NTN: As Zimbabweans, we need to have respect for each other as a people. In my view, the economic woes have caused the people to lose essence of being. We have lost Ubuntu.
Respect starts with being responsible in every aspect of our life, at home and at work. We so much lack integrity as a people. And this is alarming.
Skilled people are running away to go and build other nations while the country wallows in disorder and poverty and yet we have everything we need from minerals to land, industry and human resources in Zimbabwe. This is heartbreaking.
Recently, I learnt that in our universities, children are no longer allowed to read literature in Ndebele, Shona and even English.
It makes you want to cry. Together and collectively, we can transform this nation to what it was before and even to better functioning systems.
MM: I got the sad news that your father passed on recently. Please accept my deepest condolences. What role did your parents play in making you the writer you are?
NTN: Thank you. We laid my father to rest on Monday July 29, 2024 at our ancestral burial site in Matobo.
On that day, I was supposed to travel to Maryland in the US. My father wrote poetry. However, he did not get any of the works published. He was a reader. We grew up in a home with a library back in the village. I read all the books at a very tender age.
Both my parents encouraged education. I had that balanced childhood which I can now see encouraged me to be the writer that I am today.
MM: What have the National Arts Merit Awards (Nama) achieved and how can they be improved?
NTN: The Namas are brilliant, but a national award should make a difference in the life of an artist him/herself.
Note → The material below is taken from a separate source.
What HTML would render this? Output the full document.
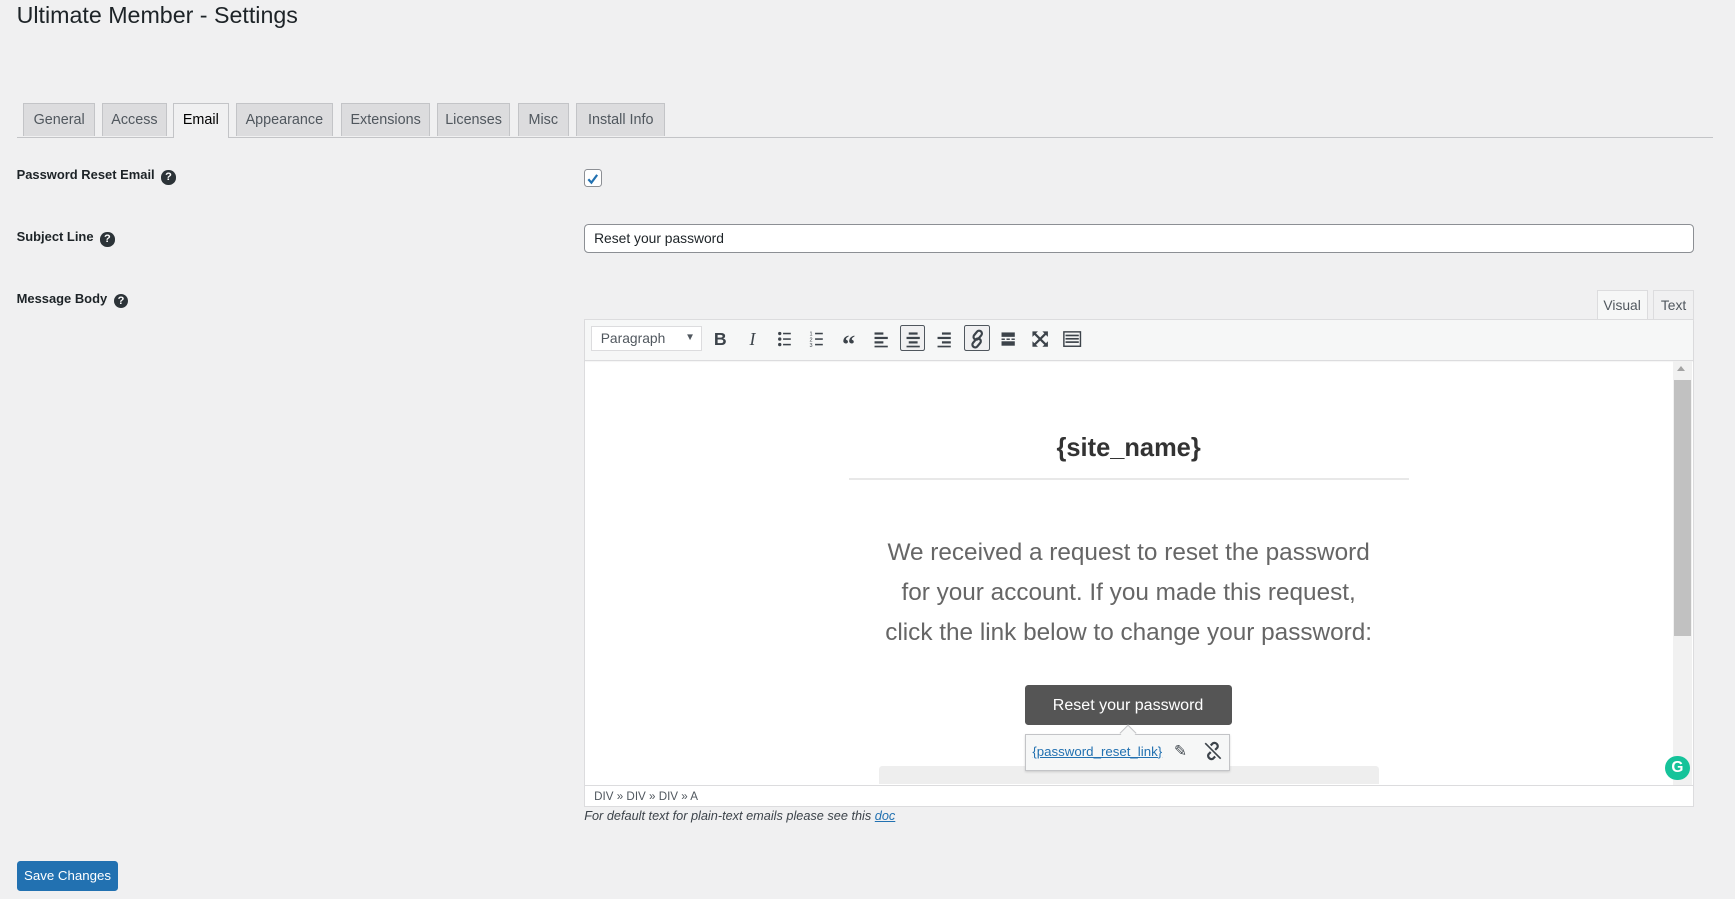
<!DOCTYPE html>
<html><head><meta charset="utf-8"><style>
html,body{margin:0;padding:0;background:#f0f0f1;}
body{width:1735px;height:899px;overflow:hidden;}
#w{zoom:1.1065;position:relative;width:1568px;height:812px;font-family:"Liberation Sans",sans-serif;color:#1d2327;}
.a{position:absolute;}
.tab{position:absolute;top:93px;height:30px;line-height:30px;background:#dcdcde;border:1px solid #c3c4c7;border-bottom:none;font-size:13px;color:#50575e;text-align:center;box-sizing:border-box;}
.lbl{position:absolute;left:15px;font-size:11.7px;font-weight:bold;color:#1d2327;}
.q{display:inline-block;width:13px;height:13px;border-radius:50%;background:#2c3338;color:#fff;font-size:10px;line-height:13px;text-align:center;margin-left:6px;vertical-align:-1px;}
.ic{position:absolute;top:296px;width:22px;height:20px;}
.ic svg{width:22px;height:20px;}
.p{position:absolute;left:529px;width:982px;text-align:center;font-size:22px;color:#666;}
</style></head><body><div id="w">
<div class="a" style="left:15px;top:2px;font-size:21px;color:#1d2327">Ultimate Member - Settings</div>
<div class="a" style="left:15px;top:124px;width:1533px;height:1px;background:#c3c4c7"></div>
<div class="tab" style="left:21px;width:65px">General</div>
<div class="tab" style="left:92px;width:59px">Access</div>
<div class="tab" style="left:156px;width:51px;background:#f0f0f1;color:#000;height:32px">Email</div>
<div class="tab" style="left:213px;width:88px">Appearance</div>
<div class="tab" style="left:308px;width:81px">Extensions</div>
<div class="tab" style="left:395px;width:66px">Licenses</div>
<div class="tab" style="left:468px;width:46px">Misc</div>
<div class="tab" style="left:521px;width:80px">Install Info</div>

<div class="lbl" style="top:151px">Password Reset Email<span class="q">?</span></div>
<div class="lbl" style="top:207px">Subject Line<span class="q">?</span></div>
<div class="lbl" style="top:263px">Message Body<span class="q">?</span></div>

<div class="a" style="left:528px;top:153px;width:14px;height:14px;border:1px solid #8c8f94;border-radius:3px;background:#fff">
<svg width="14" height="14" viewBox="0 0 14 14"><path d="M3 7.5l2.8 3L11 3.5" stroke="#2271b1" stroke-width="2" fill="none"/></svg></div>
<div class="a" style="left:528px;top:202px;border:1px solid #8c8f94;border-radius:4px;background:#fff;font-size:12.5px;line-height:25px;padding-left:8px;box-sizing:border-box;width:1003px;height:27px">Reset your password</div>

<div class="a" style="left:1443px;top:262px;width:46px;height:27px;background:#f6f7f7;border:1px solid #dcdcde;border-bottom:none;box-sizing:border-box;font-size:12.5px;line-height:26px;text-align:center;color:#50575e">Visual</div>
<div class="a" style="left:1494px;top:262px;width:37px;height:26px;background:#f0f0f1;border:1px solid #dcdcde;border-bottom:none;box-sizing:border-box;font-size:12.5px;line-height:26px;text-align:center;color:#50575e">Text</div>

<div class="a" style="left:528px;top:288px;width:1003px;height:441px;border:1px solid #dcdcde;box-sizing:border-box;background:#fff"></div>
<div class="a" style="left:529px;top:289px;width:1001px;height:36px;background:#f6f7f7;border-bottom:1px solid #dcdcde;box-shadow:0 1px 1px rgba(0,0,0,.06)"></div>
<div class="a" style="left:534px;top:295px;width:100px;height:22px;background:#fff;border:1px solid #dcdcde;box-sizing:border-box;font-size:12.5px;line-height:20px;padding-left:8px;color:#50575e">Paragraph<span style="position:absolute;right:5px;top:0;font-size:9px">▼</span></div>
<div class="ic" style="left:640px;font:bold 16px/20px 'Liberation Sans';color:#3c434a;text-align:center">B</div>
<div class="ic" style="left:669px;font:italic 16px/20px 'Liberation Serif';color:#3c434a;text-align:center">I</div>
<div class="ic" style="left:698px"><svg viewBox="0 0 22 20"><g fill="#3c434a"><circle cx="7" cy="5" r="1.5"/><circle cx="7" cy="10" r="1.5"/><circle cx="7" cy="15" r="1.5"/><rect x="10" y="4.3" width="7" height="1.4"/><rect x="10" y="9.3" width="7" height="1.4"/><rect x="10" y="14.3" width="7" height="1.4"/></g></svg></div>
<div class="ic" style="left:727px"><svg viewBox="0 0 22 20"><g fill="#3c434a"><rect x="10" y="4.3" width="7" height="1.4"/><rect x="10" y="9.3" width="7" height="1.4"/><rect x="10" y="14.3" width="7" height="1.4"/></g><text x="5" y="17" font-size="5" fill="#3c434a">3</text><text x="5" y="12" font-size="5" fill="#3c434a">2</text><text x="5" y="7" font-size="5" fill="#3c434a">1</text></svg></div>
<div class="ic" style="left:756px;font:bold 24px/30px 'Liberation Serif';color:#3c434a;text-align:center">“</div>
<div class="ic" style="left:785px"><svg viewBox="0 0 22 20"><g fill="#3c434a"><rect x="5" y="4" width="8" height="2"/><rect x="5" y="8" width="12" height="2"/><rect x="5" y="12" width="8" height="2"/><rect x="5" y="16" width="12" height="1.5"/></g></svg></div>
<div class="a" style="left:813px;top:294px;width:23px;height:23px;border:1px solid #50575e;border-radius:2px;background:#f0f0f1;box-sizing:border-box"></div>
<div class="ic" style="left:814px"><svg viewBox="0 0 22 20"><g fill="#3c434a"><rect x="7" y="4" width="8" height="2"/><rect x="5" y="8" width="12" height="2"/><rect x="7" y="12" width="8" height="2"/><rect x="5" y="16" width="12" height="1.5"/></g></svg></div>
<div class="ic" style="left:842px"><svg viewBox="0 0 22 20"><g fill="#3c434a"><rect x="9" y="4" width="8" height="2"/><rect x="5" y="8" width="12" height="2"/><rect x="9" y="12" width="8" height="2"/><rect x="5" y="16" width="12" height="1.5"/></g></svg></div>
<div class="a" style="left:871px;top:294px;width:24px;height:23px;border:1px solid #50575e;border-radius:2px;background:#f0f0f1;box-sizing:border-box"></div>
<div class="ic" style="left:872px"><svg viewBox="0 0 22 20"><g fill="none" stroke="#3c434a" stroke-width="2"><rect x="9" y="2" width="5" height="9" rx="2.5" transform="rotate(40 11.5 6.5)"/><rect x="8" y="9" width="5" height="9" rx="2.5" transform="rotate(40 10.5 13.5)"/></g></svg></div>
<div class="ic" style="left:900px"><svg viewBox="0 0 22 20"><g fill="#3c434a"><rect x="5" y="4" width="12" height="4"/><rect x="5" y="9.5" width="3" height="1.3"/><rect x="9.5" y="9.5" width="3" height="1.3"/><rect x="14" y="9.5" width="3" height="1.3"/><rect x="5" y="12" width="12" height="4"/></g></svg></div>
<div class="ic" style="left:929px"><svg viewBox="0 0 22 20"><path d="M6 5l10 10M16 5L6 15" stroke="#3c434a" stroke-width="2"/><g fill="#3c434a"><path d="M4 3h5L4 8z"/><path d="M18 3h-5l5 5z"/><path d="M4 17h5L4 12z"/><path d="M18 17h-5l5-5z"/></g></svg></div>
<div class="ic" style="left:958px"><svg viewBox="0 0 22 20"><rect x="3.5" y="3.5" width="15" height="13" fill="none" stroke="#3c434a" stroke-width="1.3"/><g fill="#3c434a"><rect x="5" y="6" width="12" height="1.5"/><rect x="5" y="9" width="12" height="1.5"/><rect x="5" y="12" width="12" height="1.5"/></g></svg></div>

<div class="a" style="left:1512px;top:326px;width:17px;height:383px;background:#f1f1f1"></div>
<div class="a" style="left:1513px;top:343px;width:15px;height:232px;background:#c1c1c1"></div>
<div class="a" style="left:1516px;top:331px;width:0;height:0;border-left:4px solid transparent;border-right:4px solid transparent;border-bottom:5px solid #a3a3a3"></div>

<div class="p" style="top:392px;font-size:23px;font-weight:bold;color:#333">{site_name}</div>
<div class="a" style="left:767px;top:432px;width:506px;height:2px;background:#e8e8e8"></div>
<div class="p" style="top:487px">We received a request to reset the password</div>
<div class="p" style="top:523px">for your account. If you made this request,</div>
<div class="p" style="top:559px">click the link below to change your password:</div>
<div class="a" style="left:794px;top:692px;width:452px;height:17px;background:#eeeeee;border-radius:3px 3px 0 0"></div>
<div class="a" style="left:926px;top:619px;width:187px;height:36px;background:#555;border-radius:3px;color:#fff;font-size:14.5px;line-height:37px;text-align:center">Reset your password</div>
<div class="a" style="left:926px;top:663px;width:186px;height:34px;background:#f6f7f7;border:1px solid #c3c4c7;box-sizing:border-box;box-shadow:0 1px 2px rgba(0,0,0,.15)"></div>
<div class="a" style="left:1014px;top:657px;width:10px;height:10px;background:#f6f7f7;border-left:1px solid #c3c4c7;border-top:1px solid #c3c4c7;transform:rotate(45deg)"></div>
<div class="a" style="left:933px;top:672px;font-size:12px;color:#2271b1;text-decoration:underline">{password_reset_link}</div>
<div class="a" style="left:1061px;top:671px;font-size:14px;color:#3c434a">✎</div>
<div class="a" style="left:1087px;top:670px"><svg width="18" height="18" viewBox="0 0 18 18"><g fill="none" stroke="#3c434a" stroke-width="2"><path d="M7 4l2-2a3 3 0 0 1 4 4l-2 2M11 14l-2 2a3 3 0 0 1-4-4l2-2"/><path d="M2 2l14 14" stroke-width="1.5"/></g></svg></div>
<div class="a" style="left:1505px;top:683px;width:22px;height:22px;border-radius:50%;background:#15c39a;color:#fff;font:bold 14px/22px 'Liberation Sans';text-align:center">G</div>

<div class="a" style="left:529px;top:709px;width:1001px;height:19px;border-top:1px solid #dcdcde;background:#fff;font-size:10.5px;line-height:19px;color:#50575e;padding-left:8px;box-sizing:border-box">DIV » DIV » DIV » A</div>
<div class="a" style="left:528px;top:730px;font-size:11.5px;font-style:italic;color:#3c434a">For default text for plain-text emails please see this <span style="color:#2271b1;text-decoration:underline">doc</span></div>
<div class="a" style="left:15px;top:778px;width:92px;height:27px;background:#2271b1;border-radius:3px;color:#fff;font-size:12px;line-height:27px;text-align:center">Save Changes</div>
</div></body></html>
Government and the private sector must find ways of funding Nama awards.
MM: How have writers writing from within Zimbabwe fared?
NTN: Writers writing from within Zimbabwe are affected by piracy and the economy, whether they are Makhalisa or Chiundura Moyo or any budding writer.
Publishers are closing shop and that is sad. But there is good literature coming from within Zimbabwe, regardless of the challenges. Look at the great and innovative Shona works by my own friends, Memory Chirere and Ignatius Mabasa.
Look at the amazing poetry by Philani Nyoni! Look at the uplifting poetic works by Batsirai Chigama. Look at the history books by Pathisa Nyathi. Listen to the poetry of Chirikure Chirikure and others.